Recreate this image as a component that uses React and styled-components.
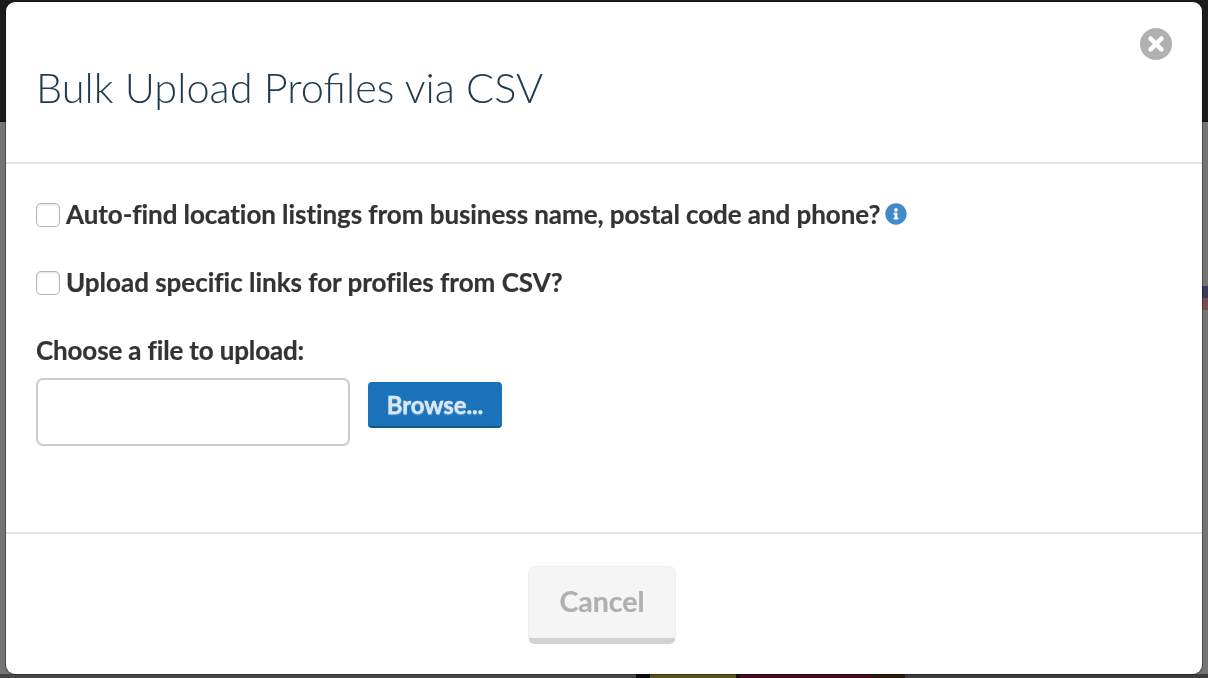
import React from 'react';
import styled, { createGlobalStyle } from 'styled-components';
import { FaInfoCircle } from 'react-icons/fa';

const GlobalStyle = createGlobalStyle`
	html, body {
		margin: 0;
		height: 100%;
		overflow: hidden;
		background-color: #6f6f6f;
		font-family: 'Lato', 'Open Sans', sans-serif;
	}
`;

const Page = styled.div`
	position: relative;
	width: 1208px;
	height: 678px;
	display: flex;
	flex-direction: column;
	overflow: hidden;
`;

const PageNav = styled.div`
	height: 122px;
	background-color: #1c1c1c;
	border-bottom: 2px solid #111;
	box-sizing: border-box;
`;

const PageBody = styled.div`
	flex: 1;
	background-color: #757575;
`;

const PageFlag = styled.div`
	position: absolute;
	top: 286px;
	right: 0;
	width: 6px;
	height: 24px;
	background: linear-gradient(#3a3a5c 0 50%, #7a4a52 50% 100%);
`;

const PageCards = styled.div`
	height: 4px;
	display: flex;
	background-color: #474747;
`;

const CardStrip = styled.div`
	width: ${(props) => props.$w}px;
	background-color: ${(props) => props.$color};
`;

const Modal = styled.div`
	position: fixed;
	top: 2px;
	left: 6px;
	width: 1196px;
	height: 672px;
	display: flex;
	flex-direction: column;
	box-sizing: border-box;
	background-color: #fff;
	border-radius: 9px;
	box-shadow: 0 0 0 1px rgba(0, 0, 0, 0.35);
`;

const CloseButton = styled.button`
	position: absolute;
	top: 26px;
	right: 30px;
	width: 32px;
	height: 32px;
	padding: 0;
	border: none;
	background: none;
	display: flex;
	filter: blur(0.4px);
`;

const ModalHeader = styled.div`
	height: 162px;
	box-sizing: border-box;
	padding: 14px 30px 2px;
	display: flex;
	align-items: center;
	border-bottom: 2px solid #e5e5e5;
`;

const Title = styled.h1`
	margin: 0 0 2px;
	font-size: 41.5px;
	font-weight: 300;
	line-height: 48px;
	color: #1f3a4d;
`;

const ModalBody = styled.div`
	flex: 1;
	box-sizing: border-box;
	padding: 32px 30px 0;
	display: flex;
	flex-direction: column;
	align-items: flex-start;
`;

const CheckRow = styled.label`
	height: 36px;
	margin-bottom: 32px;
	display: flex;
	align-items: center;
	font-size: 26px;
	font-weight: 700;
	letter-spacing: ${(props) => props.$tracking || '-0.07px'};
	color: #333;
	-webkit-text-stroke: 0.2px #333;
`;

const Check = styled.input.attrs({ type: 'checkbox' })`
	appearance: none;
	width: 24px;
	height: 24px;
	margin: 2px 6px 0 0;
	box-sizing: border-box;
	background-color: #fff;
	border: 1px solid #b5b5b5;
	border-radius: 5px;
	box-shadow: inset 0 1px 2px rgba(0, 0, 0, 0.12);
`;

const InfoIcon = styled(FaInfoCircle)`
	width: 22px;
	height: 22px;
	margin-left: 5px;
	color: #428bca;
`;

const FileLabel = styled.div`
	height: 36px;
	margin-bottom: 10px;
	display: flex;
	align-items: center;
	font-size: 26px;
	font-weight: 700;
	letter-spacing: -0.15px;
	color: #333;
	-webkit-text-stroke: 0.2px #333;
`;

const FileRow = styled.div`
	display: flex;
	align-items: flex-start;
	gap: 18px;
`;

const FileInput = styled.div`
	width: 314px;
	height: 68px;
	box-sizing: border-box;
	background-color: #fff;
	border: 2px solid #ccc;
	border-radius: 7px;
`;

const BrowseButton = styled.button`
	width: 134px;
	height: 46px;
	margin-top: 4px;
	padding: 0;
	box-sizing: border-box;
	font-family: inherit;
	font-size: 24px;
	font-weight: 700;
	letter-spacing: -0.1px;
	color: #dbe8f4;
	-webkit-text-stroke: 0.3px #dbe8f4;
	text-shadow: 0 1px 2px rgba(255, 255, 255, 0.35);
	background-color: #1a72bb;
	border: none;
	border-bottom: 2px solid #14578f;
	border-radius: 4px;
`;

const ModalFooter = styled.div`
	height: 142px;
	box-sizing: border-box;
	padding: 32px 4px 0 0;
	display: flex;
	justify-content: center;
	border-top: 2px solid #e5e5e5;
`;

const CancelButton = styled.button`
	width: 148px;
	height: 78px;
	padding: 0 0 3px;
	box-sizing: border-box;
	font-family: inherit;
	font-size: 28.5px;
	font-weight: 700;
	color: #b0b0b0;
	-webkit-text-stroke: 0.2px #b0b0b0;
	background-color: #f5f5f5;
	border: 1px solid #efefef;
	border-bottom: 6px solid #d2d2d2;
	border-radius: 7px;
`;

const cards = [
	{ w: 636, color: '#474747' },
	{ w: 14, color: '#0d0d0d' },
	{ w: 86, color: '#5a5418' },
	{ w: 4, color: '#111' },
	{ w: 132, color: '#4a0a20' },
	{ w: 33, color: '#2c1c08' },
	{ w: 303, color: '#3d3d3d' },
];

const CloseIcon = () => (
	<svg width='32' height='32' viewBox='0 0 32 32'>
		<circle cx='16' cy='16' r='16' fill='#b0b0b0' />
		<path d='M10.5 10.5 L21.5 21.5 M21.5 10.5 L10.5 21.5' stroke='#fff' strokeWidth='4.5' strokeLinecap='round' />
	</svg>
);

const App = () => {
	return (
		<Page>
			<GlobalStyle />
			<PageNav />
			<PageBody />
			<PageFlag />
			<PageCards>
				{cards.map((card, i) => <CardStrip key={i} $w={card.w} $color={card.color} />)}
			</PageCards>
			<Modal>
				<CloseButton aria-label='Close'>
					<CloseIcon />
				</CloseButton>
				<ModalHeader>
					<Title>Bulk Upload Profiles via CSV</Title>
				</ModalHeader>
				<ModalBody>
					<CheckRow>
						<Check />
						Auto-find location listings from business name, postal code and phone?
						<InfoIcon />
					</CheckRow>
					<CheckRow $tracking='-0.02px'>
						<Check />
						Upload specific links for profiles from CSV?
					</CheckRow>
					<FileLabel>Choose a file to upload:</FileLabel>
					<FileRow>
						<FileInput />
						<BrowseButton>Browse...</BrowseButton>
					</FileRow>
				</ModalBody>
				<ModalFooter>
					<CancelButton>Cancel</CancelButton>
				</ModalFooter>
			</Modal>
		</Page>
	);
};

export default App;
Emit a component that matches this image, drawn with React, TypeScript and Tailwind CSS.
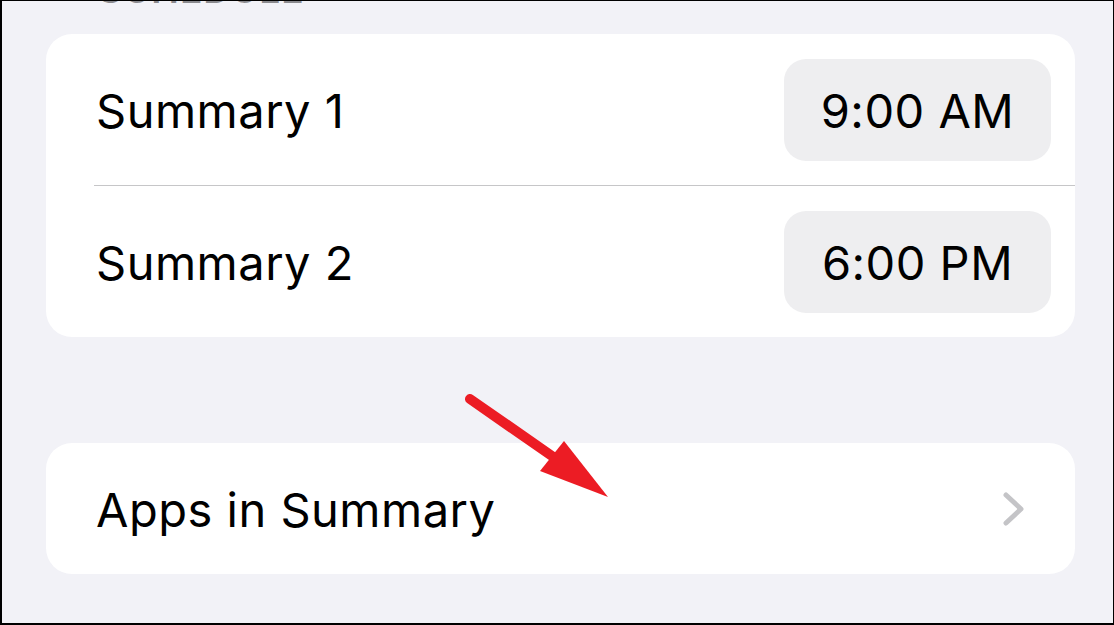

=====

**What is asked:** Leave out the pictures and copy every record above exactly.

**Task result:**
Recreate this image as a component that uses React and styled-components.
import React from 'react';
import styled, { createGlobalStyle } from 'styled-components';
import { FaInfoCircle } from 'react-icons/fa';

const GlobalStyle = createGlobalStyle`
	html, body {
		margin: 0;
		height: 100%;
		overflow: hidden;
		background-color: #6f6f6f;
		font-family: 'Lato', 'Open Sans', sans-serif;
	}
`;

const Page = styled.div`
	position: relative;
	width: 1208px;
	height: 678px;
	display: flex;
	flex-direction: column;
	overflow: hidden;
`;

const PageNav = styled.div`
	height: 122px;
	background-color: #1c1c1c;
	border-bottom: 2px solid #111;
	box-sizing: border-box;
`;

const PageBody = styled.div`
	flex: 1;
	background-color: #757575;
`;

const PageFlag = styled.div`
	position: absolute;
	top: 286px;
	right: 0;
	width: 6px;
	height: 24px;
	background: linear-gradient(#3a3a5c 0 50%, #7a4a52 50% 100%);
`;

const PageCards = styled.div`
	height: 4px;
	display: flex;
	background-color: #474747;
`;

const CardStrip = styled.div`
	width: ${(props) => props.$w}px;
	background-color: ${(props) => props.$color};
`;

const Modal = styled.div`
	position: fixed;
	top: 2px;
	left: 6px;
	width: 1196px;
	height: 672px;
	display: flex;
	flex-direction: column;
	box-sizing: border-box;
	background-color: #fff;
	border-radius: 9px;
	box-shadow: 0 0 0 1px rgba(0, 0, 0, 0.35);
`;

const CloseButton = styled.button`
	position: absolute;
	top: 26px;
	right: 30px;
	width: 32px;
	height: 32px;
	padding: 0;
	border: none;
	background: none;
	display: flex;
	filter: blur(0.4px);
`;

const ModalHeader = styled.div`
	height: 162px;
	box-sizing: border-box;
	padding: 14px 30px 2px;
	display: flex;
	align-items: center;
	border-bottom: 2px solid #e5e5e5;
`;

const Title = styled.h1`
	margin: 0 0 2px;
	font-size: 41.5px;
	font-weight: 300;
	line-height: 48px;
	color: #1f3a4d;
`;

const ModalBody = styled.div`
	flex: 1;
	box-sizing: border-box;
	padding: 32px 30px 0;
	display: flex;
	flex-direction: column;
	align-items: flex-start;
`;

const CheckRow = styled.label`
	height: 36px;
	margin-bottom: 32px;
	display: flex;
	align-items: center;
	font-size: 26px;
	font-weight: 700;
	letter-spacing: ${(props) => props.$tracking || '-0.07px'};
	color: #333;
	-webkit-text-stroke: 0.2px #333;
`;

const Check = styled.input.attrs({ type: 'checkbox' })`
	appearance: none;
	width: 24px;
	height: 24px;
	margin: 2px 6px 0 0;
	box-sizing: border-box;
	background-color: #fff;
	border: 1px solid #b5b5b5;
	border-radius: 5px;
	box-shadow: inset 0 1px 2px rgba(0, 0, 0, 0.12);
`;

const InfoIcon = styled(FaInfoCircle)`
	width: 22px;
	height: 22px;
	margin-left: 5px;
	color: #428bca;
`;

const FileLabel = styled.div`
	height: 36px;
	margin-bottom: 10px;
	display: flex;
	align-items: center;
	font-size: 26px;
	font-weight: 700;
	letter-spacing: -0.15px;
	color: #333;
	-webkit-text-stroke: 0.2px #333;
`;

const FileRow = styled.div`
	display: flex;
	align-items: flex-start;
	gap: 18px;
`;

const FileInput = styled.div`
	width: 314px;
	height: 68px;
	box-sizing: border-box;
	background-color: #fff;
	border: 2px solid #ccc;
	border-radius: 7px;
`;

const BrowseButton = styled.button`
	width: 134px;
	height: 46px;
	margin-top: 4px;
	padding: 0;
	box-sizing: border-box;
	font-family: inherit;
	font-size: 24px;
	font-weight: 700;
	letter-spacing: -0.1px;
	color: #dbe8f4;
	-webkit-text-stroke: 0.3px #dbe8f4;
	text-shadow: 0 1px 2px rgba(255, 255, 255, 0.35);
	background-color: #1a72bb;
	border: none;
	border-bottom: 2px solid #14578f;
	border-radius: 4px;
`;

const ModalFooter = styled.div`
	height: 142px;
	box-sizing: border-box;
	padding: 32px 4px 0 0;
	display: flex;
	justify-content: center;
	border-top: 2px solid #e5e5e5;
`;

const CancelButton = styled.button`
	width: 148px;
	height: 78px;
	padding: 0 0 3px;
	box-sizing: border-box;
	font-family: inherit;
	font-size: 28.5px;
	font-weight: 700;
	color: #b0b0b0;
	-webkit-text-stroke: 0.2px #b0b0b0;
	background-color: #f5f5f5;
	border: 1px solid #efefef;
	border-bottom: 6px solid #d2d2d2;
	border-radius: 7px;
`;

const cards = [
	{ w: 636, color: '#474747' },
	{ w: 14, color: '#0d0d0d' },
	{ w: 86, color: '#5a5418' },
	{ w: 4, color: '#111' },
	{ w: 132, color: '#4a0a20' },
	{ w: 33, color: '#2c1c08' },
	{ w: 303, color: '#3d3d3d' },
];

const CloseIcon = () => (
	<svg width='32' height='32' viewBox='0 0 32 32'>
		<circle cx='16' cy='16' r='16' fill='#b0b0b0' />
		<path d='M10.5 10.5 L21.5 21.5 M21.5 10.5 L10.5 21.5' stroke='#fff' strokeWidth='4.5' strokeLinecap='round' />
	</svg>
);

const App = () => {
	return (
		<Page>
			<GlobalStyle />
			<PageNav />
			<PageBody />
			<PageFlag />
			<PageCards>
				{cards.map((card, i) => <CardStrip key={i} $w={card.w} $color={card.color} />)}
			</PageCards>
			<Modal>
				<CloseButton aria-label='Close'>
					<CloseIcon />
				</CloseButton>
				<ModalHeader>
					<Title>Bulk Upload Profiles via CSV</Title>
				</ModalHeader>
				<ModalBody>
					<CheckRow>
						<Check />
						Auto-find location listings from business name, postal code and phone?
						<InfoIcon />
					</CheckRow>
					<CheckRow $tracking='-0.02px'>
						<Check />
						Upload specific links for profiles from CSV?
					</CheckRow>
					<FileLabel>Choose a file to upload:</FileLabel>
					<FileRow>
						<FileInput />
						<BrowseButton>Browse...</BrowseButton>
					</FileRow>
				</ModalBody>
				<ModalFooter>
					<CancelButton>Cancel</CancelButton>
				</ModalFooter>
			</Modal>
		</Page>
	);
};

export default App;
Emit a component that matches this image, drawn with React, TypeScript and Tailwind CSS.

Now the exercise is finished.